Ok my business partner and I have just bought a Black Blue Devil HM sibling pair (see pic below) from Aquabid, now if I were in the US this would not be interesting at all....but we're in Australia! The pair cost $45USD, plus we have to pay $25AUD importing fee and $15AUD to have them freighted to us when they clear quarantine! so all up we are paying something like $93AUD for 2 fish and the female is travelling for free coz we bought them as a pair and the importer has a special on at the moment! So a very expensive trip to Aquabid indeed! 

We noticed that there is a complete absence of HM's available in Australian LFS' and no Bettas being sold on the aussie Ebay so when/if we get a spawn to maturity we will be focusing on these 2 marketing areas. We will also be breeding a CT line to try and get the elusive purple betta. 
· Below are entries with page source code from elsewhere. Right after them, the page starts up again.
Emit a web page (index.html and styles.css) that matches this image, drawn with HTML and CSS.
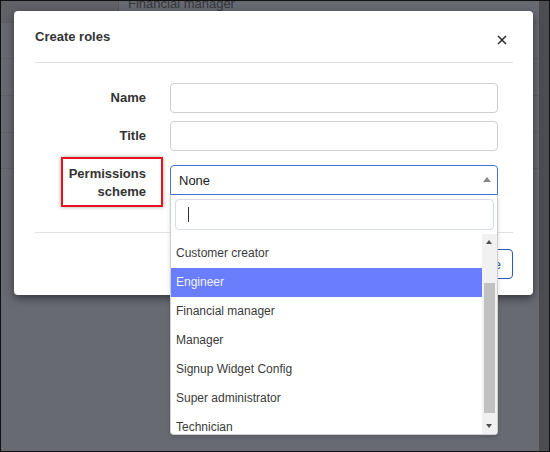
FILE: index.html
```html
<!DOCTYPE html>
<html lang="en">
<head>
<meta charset="utf-8">
<title>Create roles</title>
<link rel="stylesheet" href="styles.css">
</head>
<body>
<div class="screen">
  <div class="page">
    <div class="row row-first">
      <div class="cell-blank"></div>
      <div class="cell">Financial manager</div>
    </div>
    <div class="row row-a"></div>
    <div class="row row-b"></div>
    <div class="row row-b"></div>
    <div class="row row-a"></div>
  </div>
  <div class="scroll-strip"></div>

  <div class="modal">
    <div class="modal-header">
      <h4 class="modal-title">Create roles</h4>
      <svg class="close" width="10" height="10" viewBox="0 0 10 10"><path d="M1 1 L9 9 M9 1 L1 9" stroke="#2b2b2b" stroke-width="1.5" fill="none"/></svg>
    </div>
    <div class="modal-body">
      <div class="form-row">
        <label class="form-label">Name</label>
        <div class="input"></div>
      </div>
      <div class="form-row row-title">
        <label class="form-label">Title</label>
        <div class="input"></div>
      </div>
      <div class="form-row row-perm">
        <label class="form-label label-multi">Permissions<br>scheme<span class="annot"></span></label>
        <div class="select-wrap">
          <div class="select">
            <span>None</span>
            <span class="caret-up"></span>
          </div>
          <div class="dropdown">
            <div class="search"><span class="cursor"></span></div>
            <div class="list">
              <div class="item">Customer creator</div>
              <div class="item active">Engineer</div>
              <div class="item">Financial manager</div>
              <div class="item">Manager</div>
              <div class="item">Signup Widget Config</div>
              <div class="item">Super administrator</div>
              <div class="item">Technician</div>
              <div class="scrollbar">
                <span class="sb-up"></span>
                <span class="sb-thumb"></span>
                <span class="sb-down"></span>
              </div>
            </div>
          </div>
        </div>
      </div>
    </div>
    <div class="modal-footer">
      <button class="btn-save">Save</button>
    </div>
  </div>
</div>
</body>
</html>
```
FILE: styles.css
```css
* { box-sizing: border-box; }
html, body { margin: 0; padding: 0; }
body {
  font-family: "Liberation Sans", Arial, sans-serif;
  font-size: 13px;
  color: #333;
  background: #111;
}
.screen {
  position: relative;
  width: 550px;
  height: 452px;
  border: 1px solid #111;
  background: #676a71;
  display: flex;
  overflow: hidden;
}
.page {
  flex: 1;
  overflow: hidden;
}
.scroll-strip {
  width: 10px;
  background: #4c4d52;
}
.row { border-bottom: 1px solid #5d6066; }
.row-first { height: 22px; display: flex; }
.row-a { height: 36px; }
.row-b { height: 37px; }
.cell-blank { width: 117px; background: #606268; }
.cell {
  border-left: 1px solid #55575d;
  padding-left: 9px;
  line-height: 15px;
  margin-top: -5px;
  color: #34363b;
  font-size: 13px;
}

.modal {
  position: absolute;
  left: 13px;
  top: 10px;
  width: 519px;
  background: #fff;
  border-radius: 4px;
  box-shadow: 0 3px 9px rgba(0, 0, 0, 0.5);
  padding: 0 20px 0 21px;
}
.modal-header {
  display: flex;
  justify-content: space-between;
  align-items: flex-start;
  padding: 16px 0 15px;
  border-bottom: 1px solid #e2e2e2;
}
.modal-title {
  margin: 0;
  font-size: 13px;
  line-height: 20px;
  font-weight: bold;
  color: #333;
}
.close { margin-top: 8px; margin-right: 6px; display: block; }

.modal-body { padding: 20px 0 31px; }
.form-row {
  display: grid;
  grid-template-columns: 111px 328px;
  column-gap: 24px;
  align-items: center;
}
.row-title { margin-top: 8px; }
.row-perm { margin-top: 14px; align-items: start; }
.form-label {
  text-align: right;
  font-weight: bold;
  color: #333;
  line-height: 18px;
}
.label-multi { position: relative; }
.annot {
  position: absolute;
  left: 26px;
  right: -17px;
  top: -8px;
  bottom: -6px;
  border: 2px solid #e5141c;
  box-shadow: 0 0 4px rgba(0, 0, 0, 0.35);
}
.input {
  height: 30px;
  border: 1px solid #cfcfcf;
  border-radius: 4px;
}
.select-wrap { position: relative; z-index: 2; }
.select {
  height: 30px;
  border: 1px solid #4a72d6;
  border-radius: 4px 4px 0 0;
  display: flex;
  align-items: center;
  justify-content: space-between;
  padding: 0 6px 0 8px;
  color: #222;
  font-size: 13px;
}
.caret-up {
  width: 0;
  height: 0;
  border-left: 4px solid transparent;
  border-right: 4px solid transparent;
  border-bottom: 5px solid #888;
  margin-top: -1px;
}
.dropdown {
  position: absolute;
  top: 100%;
  left: 0;
  width: 328px;
  background: #fff;
  border: 1px solid #cfcfcf;
  border-top: none;
  border-radius: 0 0 4px 4px;
  box-shadow: 0 2px 4px rgba(0, 0, 0, 0.15);
  padding: 4px 0 0;
}
.search {
  margin: 0 3px 4px 4px;
  height: 31px;
  border: 1px solid #d4dde1;
  border-radius: 4px;
  display: flex;
  align-items: center;
}
.cursor {
  display: block;
  width: 1px;
  height: 15px;
  background: #333;
  margin-left: 12px;
}
.list {
  position: relative;
  height: 200px;
  overflow: hidden;
  padding: 5px 15px 0 0;
}
.item {
  height: 29px;
  line-height: 29px;
  padding-left: 5px;
  font-size: 12px;
  color: #3a3a3a;
  white-space: nowrap;
}
.item.active { background: #6a7dfd; color: #f1f2ff; }
.scrollbar {
  position: absolute;
  top: 0;
  right: 0;
  bottom: 0;
  width: 15px;
  background: #f1f1f1;
}
.sb-up, .sb-down {
  position: absolute;
  left: 4px;
  width: 0;
  height: 0;
  border-left: 3.5px solid transparent;
  border-right: 3.5px solid transparent;
}
.sb-up { top: 6px; border-bottom: 4px solid #505050; }
.sb-down { bottom: 6px; border-top: 4px solid #505050; }
.sb-thumb {
  position: absolute;
  left: 2px;
  top: 49px;
  width: 11px;
  height: 130px;
  background: #c1c1c1;
}
.modal-footer {
  border-top: 1px solid #e2e2e2;
  padding: 16px 0;
  display: flex;
  justify-content: flex-end;
}
.btn-save {
  height: 30px;
  padding: 0 11px;
  background: #fff;
  border: 1px solid #2a5db0;
  border-radius: 4px;
  color: #2a5db0;
  font-family: "Liberation Sans", Arial, sans-serif;
  font-size: 13px;
}
```
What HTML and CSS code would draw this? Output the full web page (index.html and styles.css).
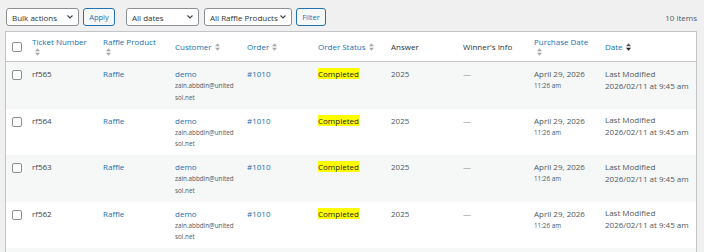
FILE: index.html
```html
<!DOCTYPE html>
<html lang="en">
<head>
<meta charset="utf-8">
<title>Raffle Tickets</title>
<link rel="stylesheet" href="styles.css">
</head>
<body>
<div class="wrap">
  <div class="toolbar">
    <div class="select w-bulk"><span>Bulk actions</span><svg class="chev" width="6" height="4" viewBox="0 0 6 4"><polyline points="0.5,0.5 3,3 5.5,0.5" fill="none" stroke="#3c434a" stroke-width="1.1"/></svg></div>
    <button class="btn w-apply">Apply</button>
    <div class="select w-dates"><span>All dates</span><svg class="chev" width="6" height="4" viewBox="0 0 6 4"><polyline points="0.5,0.5 3,3 5.5,0.5" fill="none" stroke="#3c434a" stroke-width="1.1"/></svg></div>
    <div class="select w-prod"><span>All Raffle Products</span><svg class="chev" width="6" height="4" viewBox="0 0 6 4"><polyline points="0.5,0.5 3,3 5.5,0.5" fill="none" stroke="#3c434a" stroke-width="1.1"/></svg></div>
    <button class="btn w-filter">Filter</button>
    <div class="count">10 items</div>
  </div>

  <table class="list">
    <colgroup>
      <col class="c-check"><col class="c71"><col class="c72"><col class="c72"><col class="c71"><col class="c73"><col class="c72"><col class="c71"><col class="c71"><col class="c-date">
    </colgroup>
    <thead>
      <tr>
        <th class="check"><span class="cb"></span></th>
        <th><a class="sort stack"><span class="lbl">Ticket Number</span><svg class="arr" width="5" height="8" viewBox="0 0 5 8"><polygon points="0,3.3 2.5,0.3 5,3.3" fill="#a7aaad"/><polygon points="0,4.7 5,4.7 2.5,7.7" fill="#a7aaad"/></svg></a></th>
        <th><a class="sort stack"><span class="lbl">Raffle Product</span><svg class="arr" width="5" height="8" viewBox="0 0 5 8"><polygon points="0,3.3 2.5,0.3 5,3.3" fill="#a7aaad"/><polygon points="0,4.7 5,4.7 2.5,7.7" fill="#a7aaad"/></svg></a></th>
        <th><a class="sort"><span class="lbl">Customer</span> <svg class="arr" width="5" height="8" viewBox="0 0 5 8"><polygon points="0,3.3 2.5,0.3 5,3.3" fill="#a7aaad"/><polygon points="0,4.7 5,4.7 2.5,7.7" fill="#a7aaad"/></svg></a></th>
        <th><a class="sort"><span class="lbl">Order</span> <svg class="arr" width="5" height="8" viewBox="0 0 5 8"><polygon points="0,3.3 2.5,0.3 5,3.3" fill="#a7aaad"/><polygon points="0,4.7 5,4.7 2.5,7.7" fill="#a7aaad"/></svg></a></th>
        <th><a class="sort"><span class="lbl">Order Status</span> <svg class="arr" width="5" height="8" viewBox="0 0 5 8"><polygon points="0,3.3 2.5,0.3 5,3.3" fill="#a7aaad"/><polygon points="0,4.7 5,4.7 2.5,7.7" fill="#a7aaad"/></svg></a></th>
        <th class="plain">Answer</th>
        <th class="plain">Winner's Info</th>
        <th><a class="sort stack"><span class="lbl">Purchase Date</span><svg class="arr" width="5" height="8" viewBox="0 0 5 8"><polygon points="0,3.3 2.5,0.3 5,3.3" fill="#a7aaad"/><polygon points="0,4.7 5,4.7 2.5,7.7" fill="#a7aaad"/></svg></a></th>
        <th><a class="sort"><span class="lbl">Date</span> <svg class="arr" width="5" height="8" viewBox="0 0 5 8"><polygon points="0,3.3 2.5,0.3 5,3.3" fill="#50575e"/><polygon points="0,4.7 5,4.7 2.5,7.7" fill="#1d2327"/></svg></a></th>
      </tr>
    </thead>
    <tbody>
      <tr class="alt">
        <td class="check"><span class="cb"></span></td>
        <td class="ticket">rf565</td>
        <td><a class="lnk">Raffle</a></td>
        <td><a class="lnk">demo</a><div class="small">zain.abbdin@united<wbr>sol.net</div></td>
        <td><a class="lnk">#1010</a></td>
        <td><mark class="status">Completed</mark></td>
        <td>2025</td>
        <td class="dash">—</td>
        <td>April 29, 2026<div class="small">11:26 am</div></td>
        <td class="date">Last Modified<br>2026/02/11 at 9:45 am</td>
      </tr>
      <tr>
        <td class="check"><span class="cb"></span></td>
        <td class="ticket">rf564</td>
        <td><a class="lnk">Raffle</a></td>
        <td><a class="lnk">demo</a><div class="small">zain.abbdin@united<wbr>sol.net</div></td>
        <td><a class="lnk">#1010</a></td>
        <td><mark class="status">Completed</mark></td>
        <td>2025</td>
        <td class="dash">—</td>
        <td>April 29, 2026<div class="small">11:26 am</div></td>
        <td class="date">Last Modified<br>2026/02/11 at 9:45 am</td>
      </tr>
      <tr class="alt">
        <td class="check"><span class="cb"></span></td>
        <td class="ticket">rf563</td>
        <td><a class="lnk">Raffle</a></td>
        <td><a class="lnk">demo</a><div class="small">zain.abbdin@united<wbr>sol.net</div></td>
        <td><a class="lnk">#1010</a></td>
        <td><mark class="status">Completed</mark></td>
        <td>2025</td>
        <td class="dash">—</td>
        <td>April 29, 2026<div class="small">11:26 am</div></td>
        <td class="date">Last Modified<br>2026/02/11 at 9:45 am</td>
      </tr>
      <tr>
        <td class="check"><span class="cb"></span></td>
        <td class="ticket">rf562</td>
        <td><a class="lnk">Raffle</a></td>
        <td><a class="lnk">demo</a><div class="small">zain.abbdin@united<wbr>sol.net</div></td>
        <td><a class="lnk">#1010</a></td>
        <td><mark class="status">Completed</mark></td>
        <td>2025</td>
        <td class="dash">—</td>
        <td>April 29, 2026<div class="small">11:26 am</div></td>
        <td class="date">Last Modified<br>2026/02/11 at 9:45 am</td>
      </tr>
      <tr class="alt filler">
        <td></td><td></td><td></td><td></td><td></td><td></td><td></td><td></td><td></td><td></td>
      </tr>
    </tbody>
  </table>
</div>
</body>
</html>
```
FILE: styles.css
```css
html, body {
  margin: 0;
  padding: 0;
}
body {
  background: #f0f0f1;
  font-family: "Open Sans", "Noto Sans", sans-serif;
  font-size: 8px;
  color: #50575e;
  overflow: hidden;
}
.wrap {
  padding: 8px 7px 0 5px;
}
.toolbar {
  display: flex;
  align-items: center;
  height: 18px;
  padding-left: 1px;
  margin-bottom: 5px;
}
.select {
  box-sizing: border-box;
  height: 18px;
  border: 1px solid #8c8f94;
  border-radius: 3px;
  background: #fff;
  color: #2c3338;
  display: flex;
  align-items: center;
  justify-content: space-between;
  padding: 0 5px 0 5px;
  white-space: nowrap;
}
.chev {
  flex: none;
}
.w-bulk { width: 73px; }
.w-dates { width: 73px; margin-left: 11px; }
.w-prod { width: 88px; margin-left: 5px; }
.btn {
  box-sizing: border-box;
  height: 18px;
  border: 1px solid #2271b1;
  border-radius: 3px;
  background: #f6f7f7;
  color: #2271b1;
  font-family: inherit;
  font-size: 7.5px;
  padding: 0;
  margin-left: 4px;
}
.w-apply { width: 32px; }
.w-filter { width: 30px; }
.count {
  margin-left: auto;
  color: #50575e;
}
.list {
  width: 692px;
  table-layout: fixed;
  border-collapse: separate;
  border-spacing: 0;
  border: 1px solid #c3c4c7;
  background: #fff;
  box-shadow: 0 1px 1px rgba(0,0,0,0.04);
}
.c-check { width: 21px; }
.c71 { width: 71px; }
.c72 { width: 72px; }
.c73 { width: 73px; }
.c-date { width: 96px; }
thead th {
  height: 30px;
  box-sizing: border-box;
  border-bottom: 1px solid #c3c4c7;
  text-align: left;
  font-weight: 400;
  vertical-align: middle;
  padding: 0 5px;
  line-height: 10px;
  color: #2c3338;
}
thead th.check {
  padding: 0 0 0 6px;
}
.sort {
  color: #2271b1;
  text-decoration: none;
}
.lbl {
  white-space: nowrap;
}
.arr {
  display: inline-block;
  vertical-align: -1px;
  margin-left: 1px;
}
.stack {
  display: block;
}
.stack .lbl {
  display: block;
}
.stack .arr {
  display: block;
  margin: 1px 0 0 3px;
}
.cb {
  display: block;
  box-sizing: border-box;
  width: 10px;
  height: 10px;
  border: 1px solid #8c8f94;
  border-radius: 2px;
  background: #fff;
}
tbody td {
  vertical-align: top;
  padding: 5px 5px 5px 5px;
  line-height: 13px;
  color: #50575e;
  height: 36px;
}
tbody td.check {
  padding: 8px 0 0 6px;
}
tbody tr.alt td {
  background: #f6f7f7;
}
.ticket {
  color: #3c434a;
}
.lnk {
  color: #2271b1;
  text-decoration: none;
}
.small {
  font-size: 6.3px;
  line-height: 11.6px;
  color: #50575e;
}
.status {
  background: #ffff00;
  color: #1d2327;
  padding: 0;
}
.dash {
  color: #8c8f94;
}
td.date {
  line-height: 12px;
  padding-top: 5.5px;
}
```
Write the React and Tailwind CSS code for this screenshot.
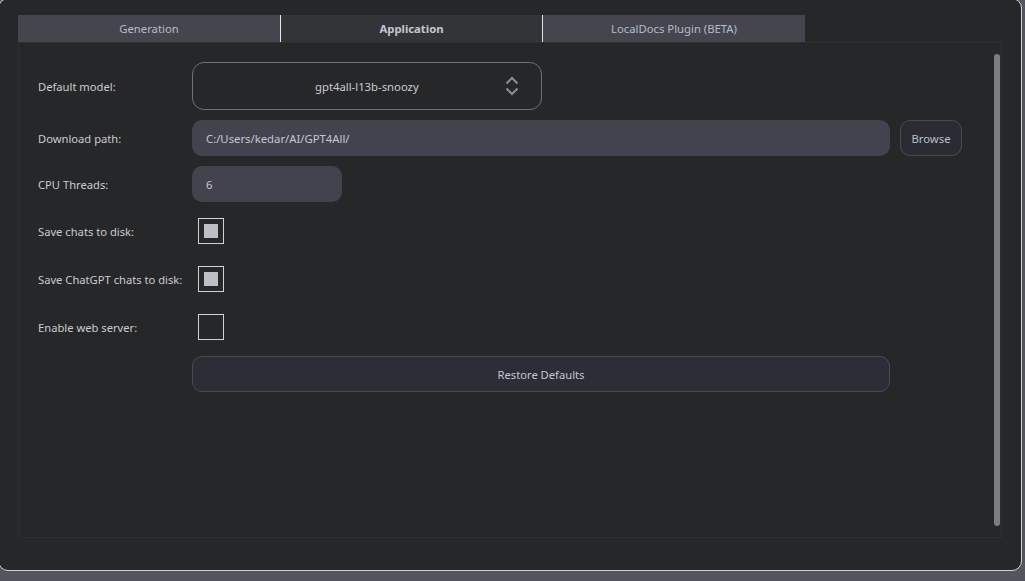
import React from 'react';

const Label = ({ children }) => (
  <div className="w-[154px] shrink-0 whitespace-nowrap pt-[2px] text-[11.2px] text-[#c9ccd1]">{children}</div>
);

const CheckRow = ({ label, checked }) => (
  <div className="flex h-[38px] items-center">
    <Label>{label}</Label>
    <div className="ml-[6px] flex h-[26px] w-[26px] items-center justify-center border border-[#d0d2d6]">
      {checked && <div className="h-[14px] w-[14px] bg-[#bcbfc6]" />}
    </div>
  </div>
);

const tabClass = 'flex h-[27px] items-center justify-center pt-[2px] text-[11.3px]';

const App = () => {
  return (
    <div className="h-[581px] w-[1025px] overflow-hidden bg-[#55555f] font-['Noto_Sans',sans-serif]">
      <div className="-ml-[2px] -mt-[2px] h-[573px] w-[1024px] rounded-[10px] border border-[#d0d2d6] bg-[#262729] pl-[19px] pt-[16px]">
        {/* Tabs */}
        <div className="flex">
          <div className={`${tabClass} w-[262px] bg-[#44454f] text-[#b6bcc6]`}>Generation</div>
          <div className={`${tabClass} w-[262px] border-l border-[#e4e5e8] bg-[#333437] font-bold text-[#c3c8d0]`}>Application</div>
          <div className={`${tabClass} w-[263px] border-l border-[#e4e5e8] bg-[#44454f] text-[#b6bcc6]`}>LocalDocs Plugin (BETA)</div>
        </div>

        {/* Settings panel */}
        <div className="flex h-[496px] w-[984px] border border-[#2d2e33]">
          <div className="flex-1 pl-[19px] pt-[19px]">
            <div className="flex flex-col gap-[10px]">
              <div className="flex items-center">
                <Label>Default model:</Label>
                <div className="flex h-[48px] w-[350px] items-center rounded-[12px] border border-[#6f7078] pl-[122px] pr-[22px] text-[11.3px] text-[#c9ccd1]">
                  <span className="pt-[2px]">gpt4all-l13b-snoozy</span>
                  <svg className="ml-auto" width="14" height="20" viewBox="0 0 14 20" fill="none" stroke="#8c8d92" strokeWidth="2">
                    <path d="M1.5 7.5 7 2l5.5 5.5" />
                    <path d="M1.5 12.5 7 18l5.5-5.5" />
                  </svg>
                </div>
              </div>

              <div className="flex items-center">
                <Label>Download path:</Label>
                <div className="flex h-[36px] w-[698px] items-center rounded-[10px] bg-[#42434f] pl-[14px] pt-[2px] text-[11.3px] text-[#c3c8d0]">
                  C:/Users/kedar/AI/GPT4All/
                </div>
                <button className="ml-[10px] h-[36px] w-[62px] rounded-[10px] border border-[#494a54] bg-[#2a2b33] pt-[2px] text-[11.3px] text-[#b6c0cc]">
                  Browse
                </button>
              </div>

              <div className="flex items-center">
                <Label>CPU Threads:</Label>
                <div className="flex h-[36px] w-[150px] items-center rounded-[10px] bg-[#42434f] pl-[14px] pt-[2px] text-[11.3px] text-[#c3c8d0]">
                  6
                </div>
              </div>

              <CheckRow label="Save chats to disk:" checked />
              <CheckRow label="Save ChatGPT chats to disk:" checked />
              <CheckRow label="Enable web server:" />

              <div className="flex">
                <div className="w-[154px] shrink-0" />
                <button className="h-[36px] w-[698px] rounded-[10px] border border-[#494a54] bg-[#2c2d36] pt-[2px] text-[11.2px] text-[#c3c8d0]">
                  Restore Defaults
                </button>
              </div>
            </div>
          </div>

          {/* Scrollbar */}
          <div className="mb-[11px] mr-[1px] mt-[11px] w-[6px] rounded-[3px] bg-[#7c7e7e]" />
        </div>
      </div>
    </div>
  );
};

export default App;
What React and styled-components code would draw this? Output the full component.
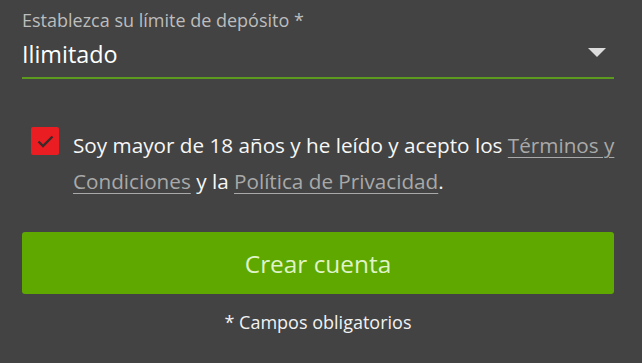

I would like to know if anyone has any tips for getting bettas to mature size in 3-4 months like the show breeders do? The last spawn I had took 9 months to reach a decent size and 6 months to reach a sexing size. I think the main mistake I made last time was not having them in big enough containers for them to grow...so the container size slightly stunted them. I've started collecting 2L soda bottles already for them to be put in from the moment they need to be separated. Last time they were in 250ml cups then 500ml jars and finally 2L bottles so I'm hoping the immediate introduction to 2L containers will speed their growth. I will also be feeding them a different food from hatching then last time (baby brine shrimp) this time I'll be feeding vinegar eels mainly with bbs only 25% of the time. If anyone else can throw some other ideas in there that might help me It would be appreciated. And even if you would like to comment on the fish, his breeding and tail type (eg if u think he's pretty or more technically what the fry might look like and percentages etc) feel free

Thanks


----------



## Ice Prince (Jun 15, 2007)

very expensive but pretty betta. so your gonna try for the elusive purple betta? ive seen a picture of a purple halfmoon. very cool betta. ive read they dont breed true.


----------



## anasfire23 (Jan 19, 2005)

I've got a Red male CT and a female CT with steel blue in her and I'm going to try and see if they produce purple fry. I don't really care if they don't, I just want a CT line...been trying for one for a while but never managed to get them to hatch (mum ate eggs then dad ate them and then both parents died) so it'll be good just to succeed in breeding the CT's but this Devil HM line will most likely be our bread and butter. You can only order HM's in at our LFS and they are $30+ to order in....so even if we are selling them at $20 ea we are making some nice $$.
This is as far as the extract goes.